To do =>
Pull out every line with the word "screenshot".
=-=-=-=-=
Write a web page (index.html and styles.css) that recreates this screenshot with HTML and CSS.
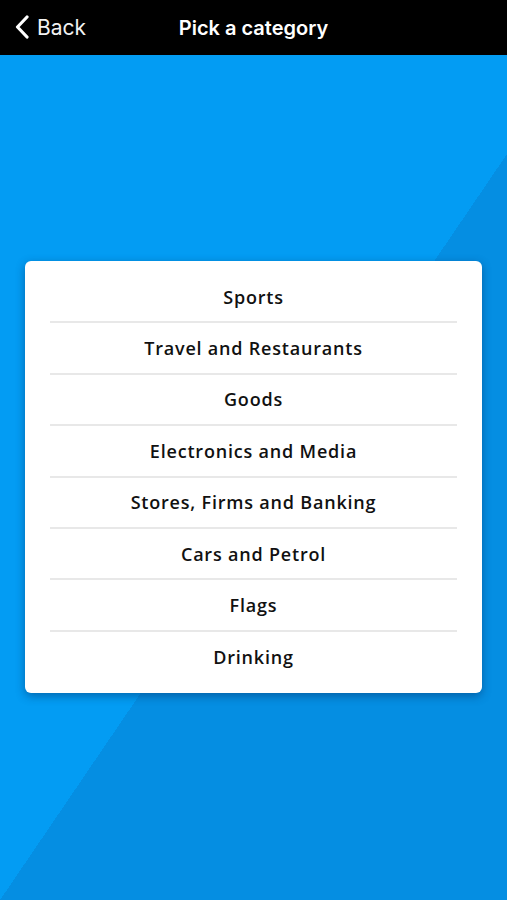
FILE: index.html
```html
<!DOCTYPE html>
<html lang="en">
<head>
<meta charset="utf-8">
<title>Pick a category</title>
<link rel="stylesheet" href="styles.css">
</head>
<body>
<div class="screen">
  <header class="navbar">
    <a class="back" href="#">
      <svg class="chev" width="18" height="24" viewBox="0 0 18 24"><path d="M13 2 L3.5 12 L13 22" fill="none" stroke="#fff" stroke-width="3.2" stroke-linecap="round" stroke-linejoin="round"/></svg>
      <span>Back</span>
    </a>
    <h1 class="title">Pick a category</h1>
  </header>
  <main class="content">
    <ul class="card">
      <li class="item">Sports</li>
      <li class="item">Travel and Restaurants</li>
      <li class="item">Goods</li>
      <li class="item">Electronics and Media</li>
      <li class="item">Stores, Firms and Banking</li>
      <li class="item">Cars and Petrol</li>
      <li class="item">Flags</li>
      <li class="item">Drinking</li>
    </ul>
  </main>
</div>
</body>
</html>
```
FILE: styles.css
```css
* { box-sizing: border-box; }
html, body { margin: 0; padding: 0; }
body { font-family: "Open Sans", "Liberation Sans", sans-serif; background: #000; }
.screen { width: 507px; height: 900px; display: flex; flex-direction: column; }
.navbar {
  height: 55px; background: #000; color: #fff;
  display: flex; align-items: center; justify-content: center;
  position: relative; flex: none;
}
.back {
  position: absolute; left: 14px; top: 0; height: 55px;
  display: flex; align-items: center; gap: 5px;
  color: #f2f2f2; text-decoration: none;
  font-family: Inter, "Liberation Sans", sans-serif; font-size: 21px; font-weight: 400;
}
.chev { display: block; margin-top: -1px; }
.title {
  margin: 0; font-family: Inter, "Liberation Sans", sans-serif;
  font-size: 20px; font-weight: 600; color: #fff; letter-spacing: 0;
}
.content {
  flex: 1;
  background: linear-gradient(124.2deg, #039cf3 475px, #058ee2 475px);
  display: flex; flex-direction: column; align-items: center;
  padding-top: 206px;
}
.card {
  list-style: none; margin: 0; padding: 11px 25px 10px;
  width: 457px; background: #fff; border-radius: 6px;
  box-shadow: 0 3px 10px rgba(0, 40, 90, 0.45);
}
.item {
  height: 51.4px; display: flex; align-items: center; justify-content: center;
  font-size: 18px; font-weight: 600; color: #111; letter-spacing: 0.8px;
  border-bottom: 2px solid #e8e8e8;
}
.item:last-child { border-bottom: none; }
```
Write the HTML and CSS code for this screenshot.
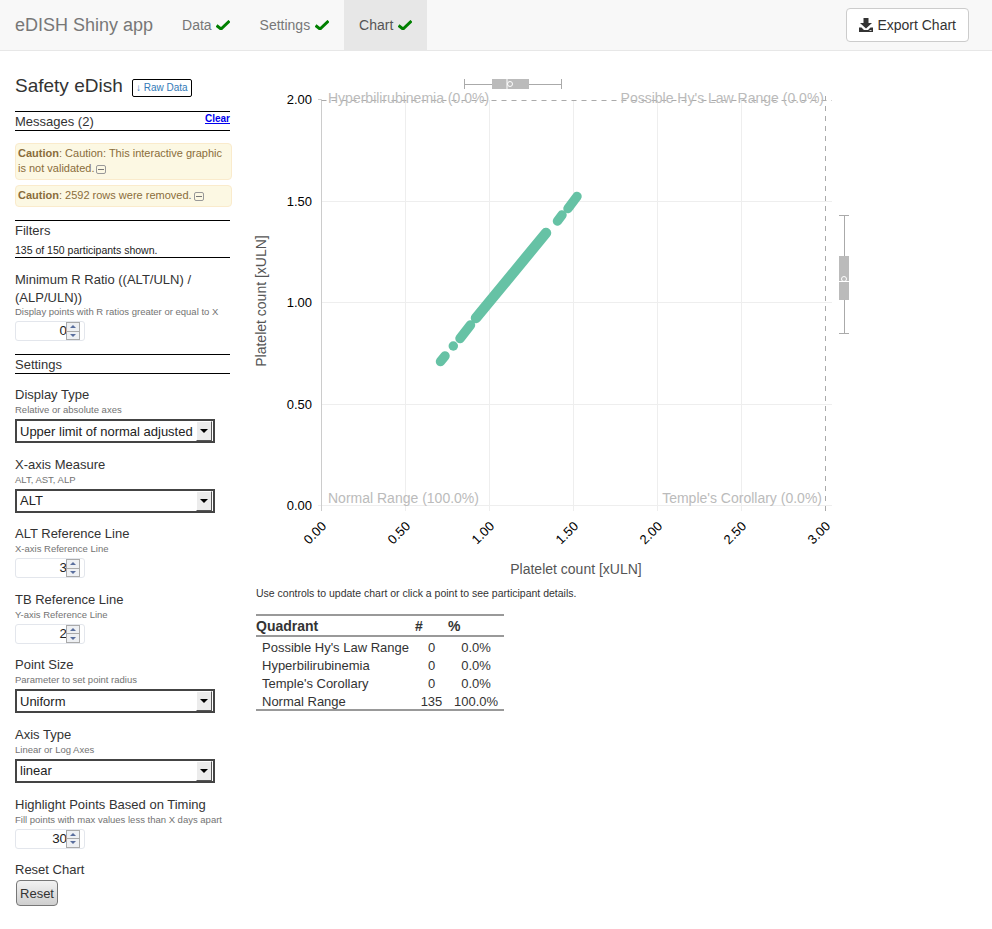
FILE: index.html
```html
<!DOCTYPE html>
<html lang="en">
<head>
    <meta charset="UTF-8">
    <meta name="viewport" content="width=device-width, initial-scale=1.0">
    <title>eDISH Shiny app</title>
    <link rel="stylesheet" href="styles.css">
</head>
<body>
    <nav class="navbar">
        <span class="brand">eDISH Shiny app</span>
        <a class="tab">Data <svg class="check" viewBox="0 0 14 10"><path d="M.5 5.500L5 9l8.500-8"/></svg></a>
        <a class="tab">Settings <svg class="check" viewBox="0 0 14 10"><path d="M.5 5.500L5 9l8.500-8"/></svg></a>
        <a class="tab active">Chart <svg class="check" viewBox="0 0 14 10"><path d="M.5 5.500L5 9l8.500-8"/></svg></a>
        <button class="export">
            <svg class="download" viewBox="0 0 14 14"><path d="M4.5 0h5v5H13L7 10.5 1 5h3.5z"/><path fill-rule="evenodd" d="M0 9.5h2.5L5 12h4l2.500-2.500H14V14H0zM10.500 12.200v.8h2v-.8z"/></svg>
            Export Chart
        </button>
    </nav>

    <div class="layout">
        <aside class="sidebar">
            <div class="title-row">
                <h3>Safety eDish</h3>
                <a class="raw-data">&#8595; Raw Data</a>
            </div>

            <div class="section-head messages-head">
                <span>Messages (2)</span>
                <a class="clear">Clear</a>
            </div>
            <div class="alert">
                <b>Caution</b><span>: Caution: This interactive graphic is not validated.</span><i class="collapse"></i>
            </div>
            <div class="alert">
                <b>Caution</b><span>: 2592 rows were removed.</span><i class="collapse"></i>
            </div>

            <div class="section-head filters-head">
                <span>Filters</span>
                <small>135 of 150 participants shown.</small>
            </div>

            <div class="field first">
                <label class="two-line">Minimum R Ratio ((ALT/ULN) / (ALP/ULN))</label>
                <p class="help">Display points with R ratios greater or equal to X</p>
                <div class="num"><span class="num-value">0</span><span class="spin"><i class="up"></i><i class="down"></i></span></div>
            </div>

            <div class="section-head settings-head"><span>Settings</span></div>

            <div class="field first">
                <label>Display Type</label>
                <p class="help">Relative or absolute axes</p>
                <div class="select"><span>Upper limit of normal adjusted</span><i class="select-btn"></i></div>
            </div>
            <div class="field">
                <label>X-axis Measure</label>
                <p class="help">ALT, AST, ALP</p>
                <div class="select"><span>ALT</span><i class="select-btn"></i></div>
            </div>
            <div class="field">
                <label>ALT Reference Line</label>
                <p class="help">X-axis Reference Line</p>
                <div class="num"><span class="num-value">3</span><span class="spin"><i class="up"></i><i class="down"></i></span></div>
            </div>
            <div class="field">
                <label>TB Reference Line</label>
                <p class="help">Y-axis Reference Line</p>
                <div class="num"><span class="num-value">2</span><span class="spin"><i class="up"></i><i class="down"></i></span></div>
            </div>
            <div class="field">
                <label>Point Size</label>
                <p class="help">Parameter to set point radius</p>
                <div class="select"><span>Uniform</span><i class="select-btn"></i></div>
            </div>
            <div class="field">
                <label>Axis Type</label>
                <p class="help">Linear or Log Axes</p>
                <div class="select"><span>linear</span><i class="select-btn"></i></div>
            </div>
            <div class="field">
                <label>Highlight Points Based on Timing</label>
                <p class="help">Fill points with max values less than X days apart</p>
                <div class="num"><span class="num-value">30</span><span class="spin"><i class="up"></i><i class="down"></i></span></div>
            </div>
            <div class="field">
                <label>Reset Chart</label>
                <button class="reset">Reset</button>
            </div>
        </aside>

        <main class="main">
            <!-- viewBox uses page coordinates so the numbers read off the screenshot directly -->
            <svg class="chart" viewBox="245 70 615 510">
                <g class="grid">
                    <path d="M321.500 201.500H832M321.500 302.500H832M321.500 404.500H832M318 505.500H832"/>
                    <path d="M405.500 100V511M489.500 100V511M573.500 100V511M657.500 100V511M741.500 100V511"/>
                </g>
                <path class="axis" d="M318 99.500H321.500M321.500 99.500V511"/>
                <path class="ref" d="M321.500 100.500H832M825.500 96V511"/>

                <text class="quad" x="328" y="103">Hyperbilirubinemia (0.0%)</text>
                <text class="quad end" x="824" y="103">Possible Hy's Law Range (0.0%)</text>
                <text class="quad" x="328" y="503">Normal Range (100.0%)</text>
                <text class="quad end" x="822" y="503">Temple's Corollary (0.0%)</text>

                <g class="ticks end">
                    <text x="312" y="104">2.00</text>
                    <text x="312" y="206">1.50</text>
                    <text x="312" y="307">1.00</text>
                    <text x="312" y="409">0.50</text>
                    <text x="312" y="510">0.00</text>
                </g>
                <g class="ticks end">
                    <text x="327" y="527" transform="rotate(-45 327 527)">0.00</text>
                    <text x="411" y="527" transform="rotate(-45 411 527)">0.50</text>
                    <text x="495" y="527" transform="rotate(-45 495 527)">1.00</text>
                    <text x="579" y="527" transform="rotate(-45 579 527)">1.50</text>
                    <text x="663" y="527" transform="rotate(-45 663 527)">2.00</text>
                    <text x="747" y="527" transform="rotate(-45 747 527)">2.50</text>
                    <text x="831" y="527" transform="rotate(-45 831 527)">3.00</text>
                </g>

                <text class="axis-label" x="576" y="574">Platelet count [xULN]</text>
                <text class="axis-label" x="266" y="301" transform="rotate(-90 266 301)">Platelet count [xULN]</text>

                <g class="points">
                    <path d="M440.500 361.500L445 356"/>
                    <path d="M453.300 346V346"/>
                    <path d="M460 338.500L470.500 325"/>
                    <path class="dense" d="M476 318L546 233"/>
                    <path d="M557.500 221L562 215"/>
                    <path d="M568 208.500L577 196.500"/>
                </g>

                <g class="box">
                    <path class="whisker" d="M464.500 79V89M561.500 79V89M464.500 84.500H561.500"/>
                    <rect x="492" y="79" width="37" height="10"/>
                    <path class="median" d="M507 79V89"/>
                    <circle class="mean" cx="510" cy="84" r="2.500"/>
                </g>
                <g class="box">
                    <path class="whisker" d="M839 215.500H849M839 333.500H849M844.500 215.500V333.500"/>
                    <rect x="839" y="256" width="10" height="44"/>
                    <path class="median" d="M839 281.500H849"/>
                    <circle class="mean" cx="844" cy="279" r="2.500"/>
                </g>
            </svg>

            <p class="note">Use controls to update chart or click a point to see participant details.</p>

            <table class="quadrants">
                <thead>
                    <tr><th>Quadrant</th><th>#</th><th>%</th></tr>
                </thead>
                <tbody>
                    <tr><td>Possible Hy's Law Range</td><td>0</td><td>0.0%</td></tr>
                    <tr><td>Hyperbilirubinemia</td><td>0</td><td>0.0%</td></tr>
                    <tr><td>Temple's Corollary</td><td>0</td><td>0.0%</td></tr>
                    <tr><td>Normal Range</td><td>135</td><td>100.0%</td></tr>
                </tbody>
            </table>
        </main>
    </div>
</body>
</html>
```

FILE: styles.css
```css
* {
    box-sizing: border-box;
}
body {
    margin: 0;
    font-family: "Liberation Sans", Arial, sans-serif;
    font-size: 14px;
    color: #333;
    background: #fff;
}

/* navbar */
.navbar {
    display: flex;
    align-items: stretch;
    height: 51px;
    padding-left: 15px;
    background: #f8f8f8;
    border-bottom: 1px solid #e7e7e7;
}
.brand {
    font-size: 18px;
    line-height: 50px;
    color: #777;
    margin-right: 14px;
}
.tab {
    padding: 0 15px;
    line-height: 50px;
    color: #777;
}
.tab + .tab .check {
    margin-left: 1px;
}
.tab.active {
    background: #e7e7e7;
    color: #555;
}
.check {
    width: 14px;
    height: 10px;
}
.check path {
    fill: none;
    stroke: #008000;
    stroke-width: 3;
}
.export {
    display: flex;
    align-items: center;
    gap: 4px;
    height: 34px;
    margin: 8px 23px 0 auto;
    padding: 0 12px;
    background: #fff;
    border: 1px solid #ccc;
    border-radius: 4px;
    font: inherit;
    color: #333;
}
.download {
    width: 14px;
    height: 14px;
    fill: #333;
}

.layout {
    display: flex;
}

/* sidebar */
.sidebar {
    width: 245px;
    padding: 0 15px;
    font-size: 13px;
}
.title-row {
    display: flex;
    align-items: center;
    gap: 9px;
    height: 60px;
    padding-top: 9px;
}
.title-row h3 {
    margin: 0;
    font-size: 19px;
    font-weight: normal;
}
.raw-data {
    width: 60px;
    height: 18px;
    margin-top: 4px;
    border: 1px solid #000;
    border-radius: 2px;
    font-size: 10px;
    line-height: 16px;
    text-align: center;
    color: #337ab7;
}
.section-head {
    border-top: 1px solid #000;
    border-bottom: 1px solid #000;
    line-height: 19px;
}
.messages-head {
    display: flex;
    justify-content: space-between;
    height: 20px;
    margin-bottom: 12px;
}
.clear {
    font-size: 10px;
    font-weight: bold;
    line-height: 14px;
    color: #00e;
    text-decoration: underline;
}
.alert {
    width: 217px;
    margin-bottom: 5px;
    padding: 2px 2px 3px;
    background: #fcf8e3;
    border: 1px solid #faebcc;
    border-radius: 4px;
    font-size: 11px;
    line-height: 15px;
    color: #8a6d3b;
}
.collapse {
    display: inline-block;
    width: 10px;
    height: 9px;
    margin-left: 2px;
    vertical-align: -2px;
    border: 1px solid #999;
    border-radius: 2px;
    background: linear-gradient(#777, #777) center / 6px 1px no-repeat;
}
.filters-head {
    margin-top: 13px;
    height: 38px;
}
.filters-head span,
.filters-head small {
    display: block;
}
.filters-head small {
    margin-top: 3px;
    font-size: 10.5px;
    line-height: 14px;
    color: #222;
}
.settings-head {
    margin-top: 13px;
    height: 20px;
}

.field {
    margin-top: 13.6px;
}
.field.first {
    margin-top: 13px;
}
.field label {
    display: block;
    line-height: 16px;
}
.field .two-line {
    margin-bottom: -2px;
    line-height: 18px;
}
.help {
    margin: 1px 0 0;
    font-size: 9.5px;
    line-height: 12px;
    color: #737373;
}

/* number inputs */
.num {
    display: flex;
    align-items: center;
    justify-content: flex-end;
    width: 70px;
    height: 20px;
    margin-top: 3px;
    padding: 0 4px 0 0;
    background: #fff;
    border: 1px solid #e3e6ec;
    border-radius: 3px;
}
.num-value {
    width: 40px;
    height: 16px;
    overflow: hidden;
    direction: rtl;
    font-size: 13.33px;
    line-height: 16px;
    margin-right: -1px;
    color: #222;
}
.spin {
    display: flex;
    flex-direction: column;
    width: 14px;
    height: 18px;
    border: 1px solid #aaa;
    background: #eef0f3;
    position: relative;
    z-index: 1;
}
.spin i {
    flex: 1;
    display: flex;
    align-items: center;
    justify-content: center;
}
.spin .up {
    border-bottom: 1px solid #aaa;
}
.spin .up::after,
.spin .down::after {
    content: "";
    border-left: 3px solid transparent;
    border-right: 3px solid transparent;
}
.spin .up::after {
    border-bottom: 3px solid #5a6f9e;
}
.spin .down::after {
    border-top: 3px solid #5a6f9e;
}

/* selects */
.select {
    display: flex;
    align-items: center;
    justify-content: space-between;
    width: 200px;
    height: 24px;
    margin-top: 3px;
    padding: 0 1px 0 3px;
    border: 2px solid #444;
    background: #fff;
    font-size: 13px;
    white-space: nowrap;
    color: #222;
}
.select-btn {
    display: flex;
    align-items: center;
    justify-content: center;
    width: 16px;
    height: 20px;
    background: #ececec;
    border-top: 1px solid #fff;
    border-left: 1px solid #fff;
    border-right: 1px solid #555;
    border-bottom: 1px solid #555;
}
.select-btn::after {
    content: "";
    border-left: 4px solid transparent;
    border-right: 4px solid transparent;
    border-top: 4px solid #000;
}
.reset {
    display: block;
    width: 42px;
    height: 26px;
    margin: 2px 0 0 1px;
    padding: 0;
    background: linear-gradient(#f2f2f2, #cfcfcf);
    border: 1px solid #777;
    border-radius: 4px;
    font: inherit;
    font-size: 13px;
    color: #333;
}

/* chart area */
.main {
    flex: 1;
    padding-top: 19px;
}
.chart {
    display: block;
    width: 615px;
    height: 510px;
}
.chart text {
    font-family: "Liberation Sans", Arial, sans-serif;
}
.grid path {
    fill: none;
    stroke: #eee;
}
.axis {
    fill: none;
    stroke: #ccc;
}
.ref {
    fill: none;
    stroke: #aaa;
    stroke-dasharray: 5 5;
}
.quad {
    font-size: 14px;
    fill: #bbb;
}
.end {
    text-anchor: end;
}
.ticks text {
    font-size: 13px;
    fill: #000;
}
.axis-label {
    font-size: 14px;
    fill: #555;
    text-anchor: middle;
}
.points path {
    fill: none;
    stroke: #66c2a5;
    stroke-width: 9.500;
    stroke-linecap: round;
}
.points .dense {
    stroke-width: 10.500;
}
.whisker {
    fill: none;
    stroke: #aaa;
}
.box rect {
    fill: #bbb;
}
.median {
    stroke: #fff;
}
.mean {
    fill: none;
    stroke: #fff;
}

.note {
    margin: 6px 0 0 11px;
    font-size: 10.5px;
    line-height: 14px;
    color: #333;
}
.quadrants {
    width: 248px;
    margin: 14px 0 0 11px;
    border-collapse: collapse;
    border-top: 2px solid #999;
    border-bottom: 2px solid #999;
    font-size: 13px;
    color: #333;
}
.quadrants th {
    padding: 0;
    height: 21px;
    border-bottom: 2px solid #999;
    font-size: 14px;
    text-align: left;
}
.quadrants td {
    height: 18px;
    padding: 4px 0 0;
    line-height: 14px;
    text-align: center;
    white-space: nowrap;
}
.quadrants td:first-child {
    padding-left: 6px;
    text-align: left;
    width: 159px;
}
.quadrants td:nth-child(2) {
    width: 33px;
}
.quadrants td:last-child {
    width: 56px;
}
```
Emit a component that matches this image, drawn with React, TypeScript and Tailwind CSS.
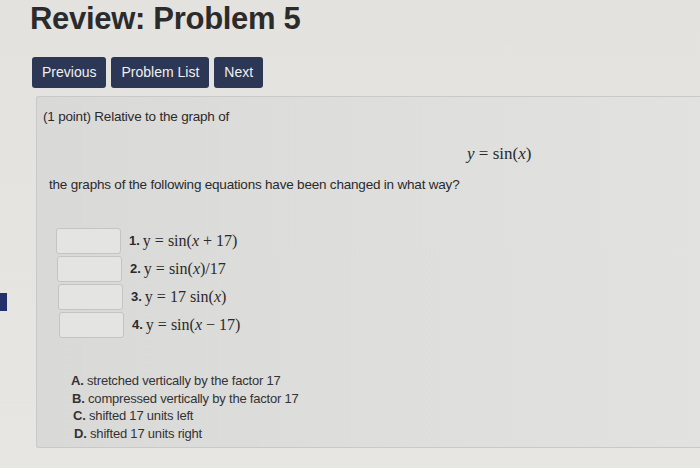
=-=-=-=-=
Response to the task =>
Write a web page (index.html and styles.css) that recreates this screenshot with HTML and CSS.
Write the HTML and CSS code for this screenshot.
            <!-- viewBox uses page coordinates so the numbers read off the screenshot directly -->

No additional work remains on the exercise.